If its rival startup has a financial connection with an editor or reporter, then it doesn’t matter if it has a better product, or a better technology, and that means it might never receive the media coverage it deserves. It might not succeed at all.
And that’s a loss. And that’s potentially a large loss for the world, too, if the startup has an important technology that could be widely applied.
As innovation takes root around the world, local startups deserve fair and unbiased media coverage, just as much as Silicon Valley’s startups.
As countries look to their internal ability to innovate and encourage entrepreneurism, in a bid to improve their economies, and the living standards of their people, unbiased reporting is very important. It affects not only startups but also government policy and education.
That’s precisely why a free press has long been recognised as an essential component in ensuring a healthy democracy. The same is true in innovation reporting, where it’s just as important, because innovative companies create lots of jobs.
We need an unbiased media to allow innovative companies to succeed.
Enters innovation Journalism
“Innovation Journalism” is a vital research subject at Stanford University. The Center for Innovation and Communication at Stanford University, conducts research into journalism, public relations, and public communications.
It also has a Journalism Fellowship Program that began in 2004, that involves hundreds of journalists around the world.
The concept of innovation journalism was introduced by David Nordfors, the Executive Director of the research center, in 2003. He firmly believes that innovation journalism is vital to the economic health of every society.
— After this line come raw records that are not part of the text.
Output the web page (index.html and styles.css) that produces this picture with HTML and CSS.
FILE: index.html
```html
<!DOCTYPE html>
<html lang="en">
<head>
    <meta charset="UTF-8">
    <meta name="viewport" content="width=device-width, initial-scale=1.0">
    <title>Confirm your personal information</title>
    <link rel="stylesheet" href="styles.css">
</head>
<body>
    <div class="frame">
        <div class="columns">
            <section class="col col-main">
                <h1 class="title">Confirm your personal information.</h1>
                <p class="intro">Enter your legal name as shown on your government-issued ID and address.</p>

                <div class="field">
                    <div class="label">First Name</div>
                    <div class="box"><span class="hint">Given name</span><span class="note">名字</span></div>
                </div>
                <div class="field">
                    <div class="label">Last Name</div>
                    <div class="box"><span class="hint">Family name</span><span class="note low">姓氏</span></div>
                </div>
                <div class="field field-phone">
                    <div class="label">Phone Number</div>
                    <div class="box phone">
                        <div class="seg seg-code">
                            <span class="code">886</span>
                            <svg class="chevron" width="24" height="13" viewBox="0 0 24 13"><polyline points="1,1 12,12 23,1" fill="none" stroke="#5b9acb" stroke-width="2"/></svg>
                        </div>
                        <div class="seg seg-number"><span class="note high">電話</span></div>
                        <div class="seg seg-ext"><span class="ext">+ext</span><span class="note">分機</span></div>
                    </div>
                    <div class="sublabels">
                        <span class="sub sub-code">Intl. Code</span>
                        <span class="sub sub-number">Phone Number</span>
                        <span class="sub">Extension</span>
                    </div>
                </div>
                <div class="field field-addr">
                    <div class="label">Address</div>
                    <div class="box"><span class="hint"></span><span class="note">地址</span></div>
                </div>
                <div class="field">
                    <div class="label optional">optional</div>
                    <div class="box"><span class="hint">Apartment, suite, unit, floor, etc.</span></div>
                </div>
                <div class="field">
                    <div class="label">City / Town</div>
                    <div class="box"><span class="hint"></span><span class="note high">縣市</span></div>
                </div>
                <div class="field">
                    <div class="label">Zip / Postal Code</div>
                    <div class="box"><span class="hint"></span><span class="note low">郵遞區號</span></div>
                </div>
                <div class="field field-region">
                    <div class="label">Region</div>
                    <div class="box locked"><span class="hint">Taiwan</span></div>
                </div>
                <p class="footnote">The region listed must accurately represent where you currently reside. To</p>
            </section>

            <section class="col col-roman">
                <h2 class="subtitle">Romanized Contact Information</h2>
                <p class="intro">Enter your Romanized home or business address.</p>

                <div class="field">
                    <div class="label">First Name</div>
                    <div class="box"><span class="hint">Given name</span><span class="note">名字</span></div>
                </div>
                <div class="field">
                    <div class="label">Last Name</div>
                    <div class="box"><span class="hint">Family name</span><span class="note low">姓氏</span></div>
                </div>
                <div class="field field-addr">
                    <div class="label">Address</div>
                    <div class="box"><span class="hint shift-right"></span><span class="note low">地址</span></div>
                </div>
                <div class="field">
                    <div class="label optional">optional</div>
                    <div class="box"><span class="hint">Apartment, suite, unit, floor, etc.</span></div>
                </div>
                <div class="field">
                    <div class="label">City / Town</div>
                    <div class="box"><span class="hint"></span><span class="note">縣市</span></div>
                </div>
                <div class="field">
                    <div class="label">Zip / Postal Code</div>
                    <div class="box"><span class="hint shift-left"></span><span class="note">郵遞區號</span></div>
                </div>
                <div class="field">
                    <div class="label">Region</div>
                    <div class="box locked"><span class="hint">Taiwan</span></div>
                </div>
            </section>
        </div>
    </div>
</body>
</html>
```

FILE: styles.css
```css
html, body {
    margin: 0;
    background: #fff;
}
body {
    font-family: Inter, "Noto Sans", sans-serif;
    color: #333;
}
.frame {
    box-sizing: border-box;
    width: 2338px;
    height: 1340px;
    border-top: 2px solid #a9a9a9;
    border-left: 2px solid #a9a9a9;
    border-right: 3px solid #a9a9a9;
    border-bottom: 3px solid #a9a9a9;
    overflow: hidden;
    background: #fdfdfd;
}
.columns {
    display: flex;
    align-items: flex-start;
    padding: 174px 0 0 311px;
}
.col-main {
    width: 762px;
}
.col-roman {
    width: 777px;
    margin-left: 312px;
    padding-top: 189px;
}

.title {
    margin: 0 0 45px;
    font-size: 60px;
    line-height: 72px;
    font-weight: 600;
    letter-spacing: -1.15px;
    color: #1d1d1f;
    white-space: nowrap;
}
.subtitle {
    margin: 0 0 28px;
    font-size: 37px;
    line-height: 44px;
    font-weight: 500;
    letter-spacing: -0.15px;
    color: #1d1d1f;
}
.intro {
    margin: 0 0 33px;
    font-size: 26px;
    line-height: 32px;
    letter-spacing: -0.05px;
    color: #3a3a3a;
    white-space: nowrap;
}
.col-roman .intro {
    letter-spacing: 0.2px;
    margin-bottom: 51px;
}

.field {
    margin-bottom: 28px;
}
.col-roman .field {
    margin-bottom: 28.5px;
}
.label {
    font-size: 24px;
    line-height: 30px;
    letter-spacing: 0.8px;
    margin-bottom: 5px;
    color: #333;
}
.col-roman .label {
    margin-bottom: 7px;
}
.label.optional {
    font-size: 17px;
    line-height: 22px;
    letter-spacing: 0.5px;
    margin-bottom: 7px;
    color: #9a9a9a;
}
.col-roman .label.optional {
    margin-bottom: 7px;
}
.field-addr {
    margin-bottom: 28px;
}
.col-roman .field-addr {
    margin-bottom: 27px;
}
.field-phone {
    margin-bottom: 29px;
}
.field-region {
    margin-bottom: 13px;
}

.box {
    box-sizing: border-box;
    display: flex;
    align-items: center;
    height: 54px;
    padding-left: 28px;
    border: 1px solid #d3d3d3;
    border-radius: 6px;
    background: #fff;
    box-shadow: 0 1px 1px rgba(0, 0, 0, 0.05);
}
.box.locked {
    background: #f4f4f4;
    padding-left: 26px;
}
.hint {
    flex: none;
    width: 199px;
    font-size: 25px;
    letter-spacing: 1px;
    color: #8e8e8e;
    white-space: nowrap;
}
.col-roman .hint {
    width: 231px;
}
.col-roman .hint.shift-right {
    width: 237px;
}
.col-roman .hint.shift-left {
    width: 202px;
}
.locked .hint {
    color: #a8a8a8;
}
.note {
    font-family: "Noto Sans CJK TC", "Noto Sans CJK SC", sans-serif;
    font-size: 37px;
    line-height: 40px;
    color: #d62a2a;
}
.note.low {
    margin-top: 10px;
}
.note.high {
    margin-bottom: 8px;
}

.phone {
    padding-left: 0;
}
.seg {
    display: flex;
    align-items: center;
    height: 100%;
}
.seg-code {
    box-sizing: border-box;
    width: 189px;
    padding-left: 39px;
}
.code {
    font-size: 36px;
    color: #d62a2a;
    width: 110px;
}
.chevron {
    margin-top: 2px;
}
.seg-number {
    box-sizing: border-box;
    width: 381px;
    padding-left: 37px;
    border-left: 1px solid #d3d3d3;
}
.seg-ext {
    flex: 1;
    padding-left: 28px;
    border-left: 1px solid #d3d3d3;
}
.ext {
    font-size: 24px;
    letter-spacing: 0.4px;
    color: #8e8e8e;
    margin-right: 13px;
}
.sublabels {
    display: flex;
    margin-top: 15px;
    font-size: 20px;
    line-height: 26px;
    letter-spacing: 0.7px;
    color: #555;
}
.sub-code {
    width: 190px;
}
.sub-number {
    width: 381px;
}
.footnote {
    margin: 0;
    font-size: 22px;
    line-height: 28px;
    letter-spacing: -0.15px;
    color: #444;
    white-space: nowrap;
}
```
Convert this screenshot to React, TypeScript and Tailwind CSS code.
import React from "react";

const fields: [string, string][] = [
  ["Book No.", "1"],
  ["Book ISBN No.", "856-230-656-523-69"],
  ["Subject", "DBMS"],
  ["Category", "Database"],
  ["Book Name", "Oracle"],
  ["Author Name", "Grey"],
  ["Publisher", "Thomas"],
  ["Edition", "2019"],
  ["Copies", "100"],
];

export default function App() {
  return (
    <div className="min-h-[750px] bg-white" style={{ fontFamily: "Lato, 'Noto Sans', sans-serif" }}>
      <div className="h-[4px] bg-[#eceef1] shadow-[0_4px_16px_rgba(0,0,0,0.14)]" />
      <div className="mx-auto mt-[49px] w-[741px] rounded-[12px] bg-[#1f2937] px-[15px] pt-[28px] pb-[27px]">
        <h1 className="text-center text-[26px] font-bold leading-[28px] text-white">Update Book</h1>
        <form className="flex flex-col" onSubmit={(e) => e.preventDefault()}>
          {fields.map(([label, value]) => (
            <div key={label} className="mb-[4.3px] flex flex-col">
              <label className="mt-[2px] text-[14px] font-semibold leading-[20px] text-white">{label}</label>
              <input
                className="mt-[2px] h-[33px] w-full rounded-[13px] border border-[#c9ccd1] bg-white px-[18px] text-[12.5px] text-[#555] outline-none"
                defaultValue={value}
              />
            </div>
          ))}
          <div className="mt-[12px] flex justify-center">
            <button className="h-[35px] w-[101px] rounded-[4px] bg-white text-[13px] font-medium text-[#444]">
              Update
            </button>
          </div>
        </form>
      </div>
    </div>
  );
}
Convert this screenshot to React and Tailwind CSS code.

Nordfors says that ethics is a very important topic.
“The problem seems to me larger for Innovation Journalism than for mainstream finance/business journalism. Most stories on big companies will not make big difference for the value of the company, while a story on a startup can easily make a huge difference for the value of the company. Furthermore, startups are not listed, less transparent.”
It’s interesting to note that media organisations of all sizes have taken great pains to institute, and police, an ethics policy that bars editors and reporters from investing in companies within the industries that they cover.
That policy was discovered the hard way — readers don’t trust you if you are seen to be potentially biased. It triggers the BS detector in all of us. Disclosure of financial interests doesn’t neutralise our innate BS detector — it feeds it.
By far the greatest temptation to financial bias, by reporters and editors, comes from owning shares in hot startups because the payouts are spectacular — way more than you’ll ever make from writing a million iPhone stories…
High quality, unbiased media is not only good for business, its really good for society — it’s a vital resource. As a society we need good data, so that we can make good decisions.
Software engineers have a saying: Garbage in, garbage out. If you start with bad data, and then you process it, you get a bad result–no matter how good your code is.
Media that is low quality, that is tainted by financial self-interest, is bad data.
Silicon Valley, with its thousands of startups and its tremendous history of invention and creativity, deserves the very best media coverage — so that it can do what it does best: producing great companies and changing the world. That goes for the rest of the world as well.